** Start **

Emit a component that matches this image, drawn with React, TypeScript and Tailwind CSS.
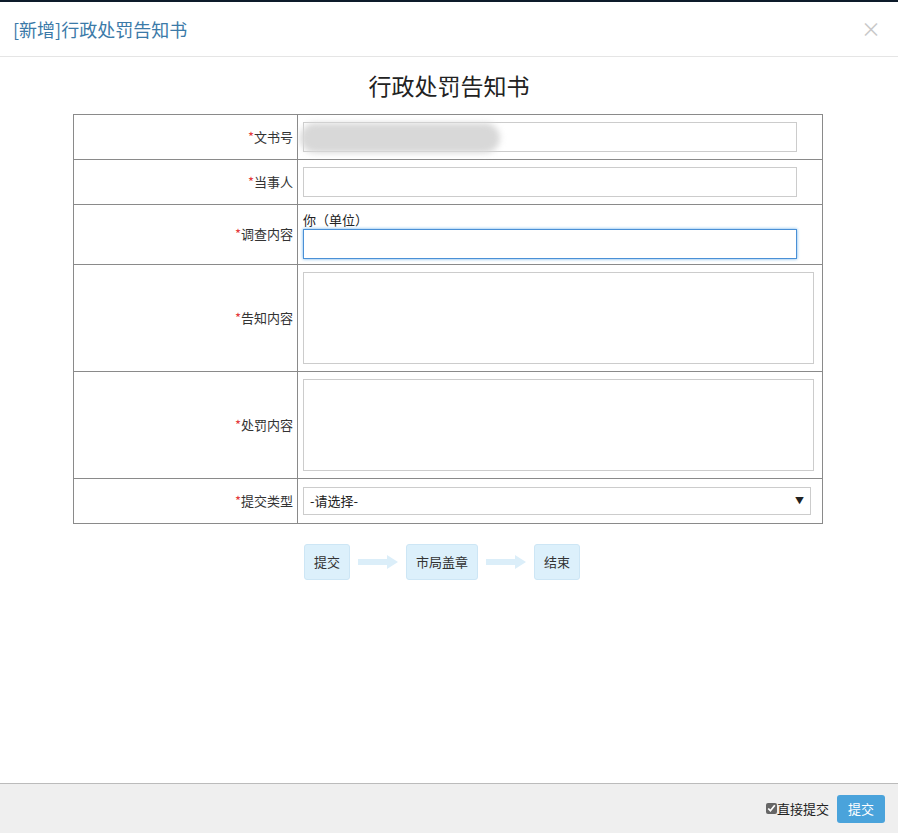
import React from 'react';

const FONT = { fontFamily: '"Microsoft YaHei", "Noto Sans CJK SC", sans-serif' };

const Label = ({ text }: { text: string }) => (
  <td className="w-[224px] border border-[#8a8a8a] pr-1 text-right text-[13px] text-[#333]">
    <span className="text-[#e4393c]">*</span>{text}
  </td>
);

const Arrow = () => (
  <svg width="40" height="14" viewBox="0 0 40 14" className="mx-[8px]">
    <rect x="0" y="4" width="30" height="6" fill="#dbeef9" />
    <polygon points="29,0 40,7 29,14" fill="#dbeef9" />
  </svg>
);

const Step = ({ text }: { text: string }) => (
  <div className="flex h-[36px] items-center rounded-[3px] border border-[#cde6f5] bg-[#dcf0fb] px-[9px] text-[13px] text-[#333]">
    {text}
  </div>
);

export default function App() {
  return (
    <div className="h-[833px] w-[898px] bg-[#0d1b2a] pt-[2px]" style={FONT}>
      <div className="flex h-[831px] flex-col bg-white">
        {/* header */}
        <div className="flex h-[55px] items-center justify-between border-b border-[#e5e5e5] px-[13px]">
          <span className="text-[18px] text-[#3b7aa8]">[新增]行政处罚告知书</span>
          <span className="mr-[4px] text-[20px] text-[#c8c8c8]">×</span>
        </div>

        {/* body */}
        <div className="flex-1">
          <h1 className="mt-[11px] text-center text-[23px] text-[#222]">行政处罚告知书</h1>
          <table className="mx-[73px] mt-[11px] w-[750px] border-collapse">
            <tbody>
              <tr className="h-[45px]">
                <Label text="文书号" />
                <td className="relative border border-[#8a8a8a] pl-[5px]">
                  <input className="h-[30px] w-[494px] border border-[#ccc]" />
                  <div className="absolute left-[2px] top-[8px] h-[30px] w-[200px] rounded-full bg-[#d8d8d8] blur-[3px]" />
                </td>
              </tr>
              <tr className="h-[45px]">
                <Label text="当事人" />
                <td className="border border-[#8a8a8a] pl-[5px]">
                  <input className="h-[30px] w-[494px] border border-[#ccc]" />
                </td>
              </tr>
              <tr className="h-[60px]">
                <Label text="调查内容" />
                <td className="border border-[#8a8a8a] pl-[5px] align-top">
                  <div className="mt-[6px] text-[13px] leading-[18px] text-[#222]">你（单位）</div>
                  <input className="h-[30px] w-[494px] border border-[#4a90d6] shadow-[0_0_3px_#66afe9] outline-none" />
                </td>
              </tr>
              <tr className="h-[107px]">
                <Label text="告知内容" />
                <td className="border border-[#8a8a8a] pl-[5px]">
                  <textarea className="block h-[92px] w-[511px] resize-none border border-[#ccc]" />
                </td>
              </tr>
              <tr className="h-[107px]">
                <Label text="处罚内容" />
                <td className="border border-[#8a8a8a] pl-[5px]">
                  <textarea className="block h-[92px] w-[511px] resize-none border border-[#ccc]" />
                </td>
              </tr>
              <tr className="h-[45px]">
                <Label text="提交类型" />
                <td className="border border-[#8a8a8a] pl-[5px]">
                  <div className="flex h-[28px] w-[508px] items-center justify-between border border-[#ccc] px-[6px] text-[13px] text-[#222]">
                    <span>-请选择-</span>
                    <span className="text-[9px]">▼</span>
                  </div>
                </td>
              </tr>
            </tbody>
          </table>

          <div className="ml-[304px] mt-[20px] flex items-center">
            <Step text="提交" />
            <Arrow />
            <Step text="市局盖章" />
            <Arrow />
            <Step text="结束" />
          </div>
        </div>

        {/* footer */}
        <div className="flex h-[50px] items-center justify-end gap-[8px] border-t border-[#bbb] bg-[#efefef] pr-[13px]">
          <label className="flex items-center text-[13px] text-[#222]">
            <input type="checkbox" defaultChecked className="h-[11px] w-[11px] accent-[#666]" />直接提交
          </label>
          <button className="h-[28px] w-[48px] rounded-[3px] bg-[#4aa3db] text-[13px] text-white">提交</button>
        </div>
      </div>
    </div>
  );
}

** End **
** Start **

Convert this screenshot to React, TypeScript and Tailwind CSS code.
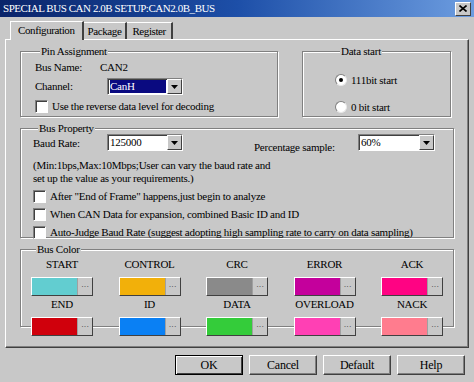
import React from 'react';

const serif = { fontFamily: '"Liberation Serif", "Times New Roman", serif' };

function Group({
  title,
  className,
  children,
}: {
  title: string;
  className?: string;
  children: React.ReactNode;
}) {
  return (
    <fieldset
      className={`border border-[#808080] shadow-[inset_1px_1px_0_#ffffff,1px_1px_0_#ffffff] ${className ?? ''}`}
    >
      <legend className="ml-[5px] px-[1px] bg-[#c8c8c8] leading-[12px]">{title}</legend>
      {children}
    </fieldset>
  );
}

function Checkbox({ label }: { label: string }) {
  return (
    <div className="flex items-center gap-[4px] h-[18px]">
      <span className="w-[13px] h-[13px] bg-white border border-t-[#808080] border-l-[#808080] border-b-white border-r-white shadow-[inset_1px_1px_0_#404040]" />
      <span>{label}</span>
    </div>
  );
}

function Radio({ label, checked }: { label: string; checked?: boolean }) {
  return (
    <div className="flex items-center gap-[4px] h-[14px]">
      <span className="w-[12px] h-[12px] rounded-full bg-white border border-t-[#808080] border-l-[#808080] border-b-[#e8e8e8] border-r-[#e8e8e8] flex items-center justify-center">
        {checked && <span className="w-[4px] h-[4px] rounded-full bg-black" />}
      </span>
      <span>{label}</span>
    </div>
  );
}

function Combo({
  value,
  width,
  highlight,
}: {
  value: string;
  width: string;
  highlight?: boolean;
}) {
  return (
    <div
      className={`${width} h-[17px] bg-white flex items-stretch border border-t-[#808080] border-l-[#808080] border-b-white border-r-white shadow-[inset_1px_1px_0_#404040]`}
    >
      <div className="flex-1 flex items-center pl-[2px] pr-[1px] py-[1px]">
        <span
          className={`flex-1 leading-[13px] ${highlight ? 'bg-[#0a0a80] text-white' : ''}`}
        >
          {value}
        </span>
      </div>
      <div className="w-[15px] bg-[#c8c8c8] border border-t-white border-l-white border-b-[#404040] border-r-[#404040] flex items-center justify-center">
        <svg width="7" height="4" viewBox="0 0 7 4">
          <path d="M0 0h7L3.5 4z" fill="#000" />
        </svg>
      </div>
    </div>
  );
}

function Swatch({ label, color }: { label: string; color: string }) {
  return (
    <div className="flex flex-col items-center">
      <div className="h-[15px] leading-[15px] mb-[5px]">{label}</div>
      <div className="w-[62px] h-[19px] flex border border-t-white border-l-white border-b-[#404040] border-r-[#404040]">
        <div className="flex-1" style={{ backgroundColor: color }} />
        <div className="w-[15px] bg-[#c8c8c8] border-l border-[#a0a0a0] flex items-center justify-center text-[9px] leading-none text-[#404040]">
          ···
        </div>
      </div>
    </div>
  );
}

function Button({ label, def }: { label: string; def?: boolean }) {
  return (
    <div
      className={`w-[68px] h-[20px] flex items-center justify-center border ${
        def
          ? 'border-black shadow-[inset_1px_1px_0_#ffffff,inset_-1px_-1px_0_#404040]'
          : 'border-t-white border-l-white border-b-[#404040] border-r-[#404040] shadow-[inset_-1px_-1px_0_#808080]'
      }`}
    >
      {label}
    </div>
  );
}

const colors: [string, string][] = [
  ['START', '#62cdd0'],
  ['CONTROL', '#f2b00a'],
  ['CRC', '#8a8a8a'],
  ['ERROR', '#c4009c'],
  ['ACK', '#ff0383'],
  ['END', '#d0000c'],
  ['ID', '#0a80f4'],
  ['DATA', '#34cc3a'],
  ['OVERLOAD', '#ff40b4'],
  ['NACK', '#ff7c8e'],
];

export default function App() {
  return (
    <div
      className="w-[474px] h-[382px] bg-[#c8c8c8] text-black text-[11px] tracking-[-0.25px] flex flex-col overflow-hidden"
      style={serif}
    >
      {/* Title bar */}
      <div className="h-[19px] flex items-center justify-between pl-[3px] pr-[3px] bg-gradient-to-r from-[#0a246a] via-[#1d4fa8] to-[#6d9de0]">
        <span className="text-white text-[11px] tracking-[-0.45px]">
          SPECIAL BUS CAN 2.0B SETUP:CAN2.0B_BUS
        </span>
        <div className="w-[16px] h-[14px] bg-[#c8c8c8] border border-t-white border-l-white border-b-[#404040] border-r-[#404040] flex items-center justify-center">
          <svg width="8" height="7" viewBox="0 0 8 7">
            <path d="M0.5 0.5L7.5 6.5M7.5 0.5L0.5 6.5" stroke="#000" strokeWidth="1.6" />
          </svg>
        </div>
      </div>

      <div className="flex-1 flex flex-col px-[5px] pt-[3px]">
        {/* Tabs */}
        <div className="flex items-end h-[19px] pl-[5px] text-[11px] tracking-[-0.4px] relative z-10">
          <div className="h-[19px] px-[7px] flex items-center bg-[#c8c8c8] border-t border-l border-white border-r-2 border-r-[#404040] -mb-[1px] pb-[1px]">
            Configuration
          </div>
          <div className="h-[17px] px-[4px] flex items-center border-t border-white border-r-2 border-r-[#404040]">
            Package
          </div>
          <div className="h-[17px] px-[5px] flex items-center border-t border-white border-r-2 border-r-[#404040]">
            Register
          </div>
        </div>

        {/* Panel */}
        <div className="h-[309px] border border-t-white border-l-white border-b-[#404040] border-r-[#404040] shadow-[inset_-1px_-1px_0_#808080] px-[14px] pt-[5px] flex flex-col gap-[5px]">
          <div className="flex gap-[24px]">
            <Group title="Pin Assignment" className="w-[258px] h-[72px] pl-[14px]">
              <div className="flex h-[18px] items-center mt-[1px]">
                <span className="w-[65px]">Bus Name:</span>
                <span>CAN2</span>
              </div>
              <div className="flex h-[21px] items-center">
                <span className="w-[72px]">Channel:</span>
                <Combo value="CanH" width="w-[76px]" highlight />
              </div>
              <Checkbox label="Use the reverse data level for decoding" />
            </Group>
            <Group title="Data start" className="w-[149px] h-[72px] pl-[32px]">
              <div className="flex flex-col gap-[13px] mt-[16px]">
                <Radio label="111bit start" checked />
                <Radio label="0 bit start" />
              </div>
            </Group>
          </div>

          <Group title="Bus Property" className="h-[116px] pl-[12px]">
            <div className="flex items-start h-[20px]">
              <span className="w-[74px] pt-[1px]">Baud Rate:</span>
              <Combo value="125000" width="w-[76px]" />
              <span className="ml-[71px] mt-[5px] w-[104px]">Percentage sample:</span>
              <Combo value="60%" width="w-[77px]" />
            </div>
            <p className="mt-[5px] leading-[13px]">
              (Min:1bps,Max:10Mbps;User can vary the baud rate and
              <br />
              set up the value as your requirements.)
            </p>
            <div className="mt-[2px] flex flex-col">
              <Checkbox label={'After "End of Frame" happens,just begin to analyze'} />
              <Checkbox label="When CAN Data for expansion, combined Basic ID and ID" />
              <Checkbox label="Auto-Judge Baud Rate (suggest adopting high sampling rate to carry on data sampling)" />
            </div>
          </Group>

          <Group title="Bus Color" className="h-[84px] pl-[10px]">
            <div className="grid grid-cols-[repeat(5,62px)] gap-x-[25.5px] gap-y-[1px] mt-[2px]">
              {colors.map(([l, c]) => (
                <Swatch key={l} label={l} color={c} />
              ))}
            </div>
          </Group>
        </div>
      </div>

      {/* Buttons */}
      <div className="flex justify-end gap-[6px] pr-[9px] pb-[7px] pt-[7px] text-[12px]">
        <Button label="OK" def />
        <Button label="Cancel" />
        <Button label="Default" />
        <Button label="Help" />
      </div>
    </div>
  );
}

** End **

PROMPT — Select the lines from the entries that include the word "Tailwind".

WRITTEN RESPONSE —
Emit a component that matches this image, drawn with React, TypeScript and Tailwind CSS.
Convert this screenshot to React, TypeScript and Tailwind CSS code.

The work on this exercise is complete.